Is it HIS life in the same way that this is MY life, and that is YOUR life?
It's like saying 'Wala kang pakialam.' See. That is where the loophole to all this crap starts. I can’t just leave him alone and let him be because it is HIS life. Am I not a part of his life? If anything bad happens, and he fell apart, is he not going to come to me and ask for my help? I am not avoiding that I-need-your-help situation. I just usually feel bad when I can’t do anything about another person’s problem. Especially a friend’s. It bothers me a lot that something is bothering them. And I can’t do anything about it. These people are part of my life, why can’t I be a part of theirs? Something like that. I kinda feel like I'm missing the whole point here, but whatever. I just need to let this all out. Fuck philosophizing. And twilighting. Fuck life. Whoo, why did I ever take this seriously? Anyway.
In the first place, why do people ask for other people’s advices and help if what they are dealing with is THEIR life. THEIR life, not MINE, hence, I should not mess with it or whatever. That I am actually outside it. Or I shouldn’t care about them at all, or just let them be. Just because of the cliché IT IS HIS LIFE (or It’s MY Life), not mine. What is the whole point of sharing something to me if you don’t think I am a part of your life? What. I have so much more to say, I just dunno how to put it clearly. I’m really imprecise that I can’t understand myself sometimes as well. But please don’t get me wrong… I’m just trying to express what I feel. Or think. And it doesn’t mean you have to agree with me. It’s not like I am looking for a fight or something.

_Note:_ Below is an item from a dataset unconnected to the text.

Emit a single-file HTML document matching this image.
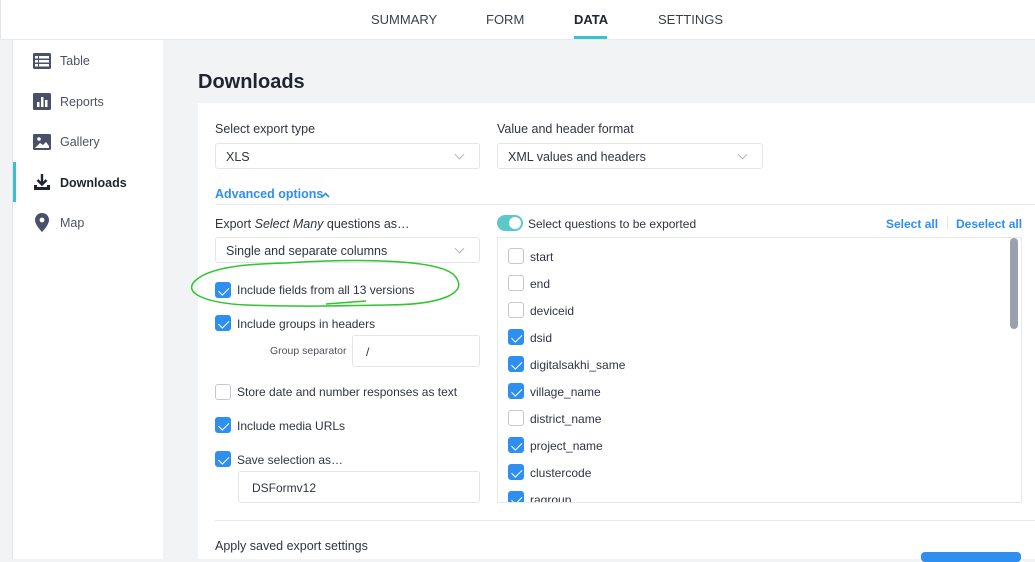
<!DOCTYPE html>
<html><head><style>
*{box-sizing:border-box;margin:0;padding:0}
body{width:1035px;height:559px;overflow:hidden;background:#f2f3f5;font-family:"Liberation Sans",sans-serif;color:#333;position:relative;font-size:12px}
.abs{position:absolute}
.top{left:0;top:0;width:1035px;height:40px;background:#fff;border-bottom:1px solid #e6e8ec}
.tab{top:12px;font-size:13px;color:#3a3f4b}
.side{left:12px;top:40px;width:151px;height:519px;background:#fff;border-left:1px solid #e3e5e8}
.nav{left:20px;font-size:12.5px;color:#4d5260}
.card{left:198px;top:103px;width:837px;height:456px;background:#fff}
.lbl{font-size:12.5px;color:#2f3440}
.sel{height:26px;border:1px solid #e3e5e8;border-radius:3px;background:#fff;font-size:12.5px;color:#2f3440;padding:6px 10px}
.sel:after{content:"";position:absolute;right:16px;top:7px;width:6px;height:6px;border-right:1.2px solid #b5b8c0;border-bottom:1.2px solid #b5b8c0;transform:rotate(45deg)}
.cb{width:16px;height:16px;border-radius:3px;border:1px solid #c5c8d0;background:#fff}
.cb.on{background:#2e8ff0;border-color:#2e8ff0}
.cb.on:after{content:"";position:absolute;left:5px;top:1.5px;width:4.5px;height:8.5px;border-right:1.8px solid #fff;border-bottom:1.8px solid #fff;transform:rotate(45deg)}
.t{font-size:12px;color:#2f3440}
.inp{border:1px solid #e3e5e8;border-radius:3px;background:#fff}
</style></head><body>
<div class="abs top"></div>
<div class="abs" style="left:0;top:0;width:1px;height:40px;background:#e3e5e8"></div>
<div class="abs tab" style="left:371px">SUMMARY</div>
<div class="abs tab" style="left:486px">FORM</div>
<div class="abs tab" style="left:574px;font-weight:bold;color:#1f2430">DATA</div>
<div class="abs" style="left:574px;top:36px;width:33px;height:3px;background:#3bc1c9"></div>
<div class="abs tab" style="left:658px">SETTINGS</div>

<div class="abs side"></div>
<div class="abs" style="left:13px;top:162px;width:3px;height:40px;background:#3bc1c9"></div>
<svg class="abs" style="left:33px;top:53px" width="18" height="16"><rect width="18" height="16" rx="1.5" fill="#4a5068"/><g fill="#fff"><rect x="2" y="3" width="3" height="2.5"/><rect x="6" y="3" width="10" height="2.5"/><rect x="2" y="7" width="3" height="2.5"/><rect x="6" y="7" width="10" height="2.5"/><rect x="2" y="11" width="3" height="2.5"/><rect x="6" y="11" width="10" height="2.5"/></g></svg>
<div class="abs nav" style="left:60px;top:54px">Table</div>
<svg class="abs" style="left:33px;top:93px" width="18" height="17"><rect width="18" height="17" rx="1.5" fill="#4a5068"/><g fill="#fff"><rect x="4" y="9" width="2.5" height="5"/><rect x="8" y="4" width="2.5" height="10"/><rect x="12" y="7" width="2.5" height="7"/></g></svg>
<div class="abs nav" style="left:60px;top:95px">Reports</div>
<svg class="abs" style="left:33px;top:134px" width="18" height="16"><rect width="18" height="16" rx="1.5" fill="#4a5068"/><circle cx="6" cy="5" r="1.8" fill="#fff"/><path d="M2 14 L7 9 L10 11 L13 8 L16 12 L16 14Z" fill="#fff"/></svg>
<div class="abs nav" style="left:60px;top:135px">Gallery</div>
<svg class="abs" style="left:33px;top:173px" width="18" height="19"><path d="M9 1v10M4.5 7l4.5 4.5L13.5 7" stroke="#1f2430" stroke-width="2.4" fill="none"/><path d="M1 12v5h16v-5h-3v2H4v-2z" fill="#1f2430"/></svg>
<div class="abs nav" style="left:60px;top:176px;font-weight:bold;color:#1f2430">Downloads</div>
<svg class="abs" style="left:35px;top:213px" width="14" height="19"><path d="M7 0C3 0 0 3 0 7c0 5 7 12 7 12s7-7 7-12c0-4-3-7-7-7z" fill="#4a5068"/><circle cx="7" cy="7" r="2.4" fill="#fff"/></svg>
<div class="abs nav" style="left:60px;top:216px">Map</div>

<div class="abs" style="left:198px;top:71px;font-size:20px;font-weight:bold;color:#1f2430">Downloads</div>
<div class="abs card"></div>

<div class="abs lbl" style="left:215px;top:122px">Select export type</div>
<div class="abs sel" style="left:215px;top:143px;width:265px">XLS</div>
<div class="abs lbl" style="left:497px;top:122px">Value and header format</div>
<div class="abs sel" style="left:497px;top:143px;width:266px">XML values and headers</div>
<div class="abs" style="left:215px;top:187px;font-size:12.5px;color:#2e8ff0;font-weight:bold">Advanced options</div>
<svg class="abs" style="left:321px;top:192px" width="9" height="6"><path d="M1 5l3.5-3.5L8 5" stroke="#2e8ff0" stroke-width="1.6" fill="none"/></svg>
<div class="abs" style="left:215px;top:204px;width:820px;height:1px;background:#e6e8ec"></div>

<div class="abs lbl" style="left:215px;top:217px">Export <i>Select Many</i> questions as…</div>
<div class="abs sel" style="left:215px;top:237px;width:265px">Single and separate columns</div>

<div class="abs cb on" style="left:215px;top:282px"></div><div class="abs t" style="left:237px;top:283px">Include fields from all 13 versions</div>
<div class="abs cb on" style="left:215px;top:315px"></div><div class="abs t" style="left:237px;top:317px">Include groups in headers</div>
<div class="abs" style="left:270px;top:345px;font-size:10.5px;color:#4d5260">Group separator</div>
<div class="abs inp" style="left:352px;top:335px;width:128px;height:32px"></div>
<div class="abs t" style="left:366px;top:345px">/</div>
<div class="abs cb" style="left:215px;top:384px"></div><div class="abs t" style="left:237px;top:385px">Store date and number responses as text</div>
<div class="abs cb on" style="left:215px;top:417px"></div><div class="abs t" style="left:237px;top:419px">Include media URLs</div>
<div class="abs cb on" style="left:215px;top:451px"></div><div class="abs t" style="left:237px;top:453px">Save selection as…</div>
<div class="abs inp" style="left:238px;top:471px;width:242px;height:32px"></div>
<div class="abs t" style="left:252px;top:481px">DSFormv12</div>
<div class="abs" style="left:215px;top:520px;width:820px;height:1px;background:#e6e8ec"></div>
<div class="abs t" style="left:215px;top:539px;font-size:12.5px">Apply saved export settings</div>
<div class="abs" style="left:921px;top:552px;width:100px;height:10px;background:#2e8ff0;border-radius:4px"></div>

<svg class="abs" style="left:186px;top:255px" width="280" height="58"><path d="M100 8 C160 4 250 3 268 20 C285 38 255 50 200 50 C150 51 110 52 60 50 C20 48 -5 38 10 25 C25 12 60 9 100 8 Z M140 49 L180 46" stroke="#2ec52e" stroke-width="1.5" fill="none"/></svg>

<div class="abs" style="left:497px;top:215px;width:26px;height:16px;border-radius:8px;background:#5cc8c8"></div>
<div class="abs" style="left:509px;top:217px;width:12px;height:12px;border-radius:6px;background:#fff"></div>
<div class="abs t" style="left:528px;top:217px">Select questions to be exported</div>
<div class="abs" style="left:886px;top:217px;font-size:12px;font-weight:bold;color:#2e8ff0">Select all</div>
<div class="abs" style="left:947px;top:216px;width:1px;height:14px;background:#e3e5e8"></div>
<div class="abs" style="left:956px;top:217px;font-size:12px;font-weight:bold;color:#2e8ff0">Deselect all</div>
<div class="abs" style="left:497px;top:237px;width:525px;height:266px;border:1px solid #e6e8ec;overflow:hidden;background:#fff">
<div class="abs" style="left:512px;top:0px;width:8px;height:91px;border-radius:4px;background:#9aa0ad"></div>
</div>
<div class="abs" style="left:498px;top:238px;width:510px;height:264px;overflow:hidden">
<div class="abs cb" style="left:10px;top:10px"></div><div class="abs t" style="left:32px;top:12px">start</div>
<div class="abs cb" style="left:10px;top:37px"></div><div class="abs t" style="left:32px;top:39px">end</div>
<div class="abs cb" style="left:10px;top:64px"></div><div class="abs t" style="left:32px;top:66px">deviceid</div>
<div class="abs cb on" style="left:10px;top:91px"></div><div class="abs t" style="left:32px;top:93px">dsid</div>
<div class="abs cb on" style="left:10px;top:118px"></div><div class="abs t" style="left:32px;top:120px">digitalsakhi_same</div>
<div class="abs cb on" style="left:10px;top:145px"></div><div class="abs t" style="left:32px;top:147px">village_name</div>
<div class="abs cb" style="left:10px;top:172px"></div><div class="abs t" style="left:32px;top:174px">district_name</div>
<div class="abs cb on" style="left:10px;top:199px"></div><div class="abs t" style="left:32px;top:201px">project_name</div>
<div class="abs cb on" style="left:10px;top:226px"></div><div class="abs t" style="left:32px;top:228px">clustercode</div>
<div class="abs cb on" style="left:10px;top:253px"></div><div class="abs t" style="left:32px;top:255px">ragroup</div>
</div>
</body></html>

It’s his life. So... When I heard that, I felt kind of mixed up. I can’t make the person happy. I don’t have the ability. And no matter how many times you mess with the world, it will still be that other person’s life, and not my life. Does that mean I have no say or whatever about it? It made me feel bad. No… It just made me think things over. I don’t know what you’re implying. I just don’t know anything. Does that mean I shouldn’t care with anybody at all? Precisely because it’s not my life? Or that I really can’t make you happy because the secret to happiness is actually in your own hands? God, this is becoming so circular, it’s getting stupid. Okay, this is definitely going to stop na.
I just think that no matter how much people want to be alone, no matter how much we say we should mind our own businesses, and no matter how much we like to do things by ourselves, without caring about what other people would think, we just cannot actually say that this is our life. Like, THIS IS MY LIFE. Or whatever. I dunno. I just think na in some way, we are all connected and interrelated that whatever happens in each individual kind of affects the whole world. Or a specific societal system, at least. I don’t know. I guess mashado lang Holistic yung perspective ko. Is it wrong? Or do I have a point? I don’t know! I just can’t really let things be because they are a part of me, as well as I am a part of them. *Sigh*
I dunno. I really don’t know. I am not so sure with a lot of things about my own life as well. BUT. When I say I’m sure I want something, I really really want it, and nothing would take away my attention from it. Call it selfishness.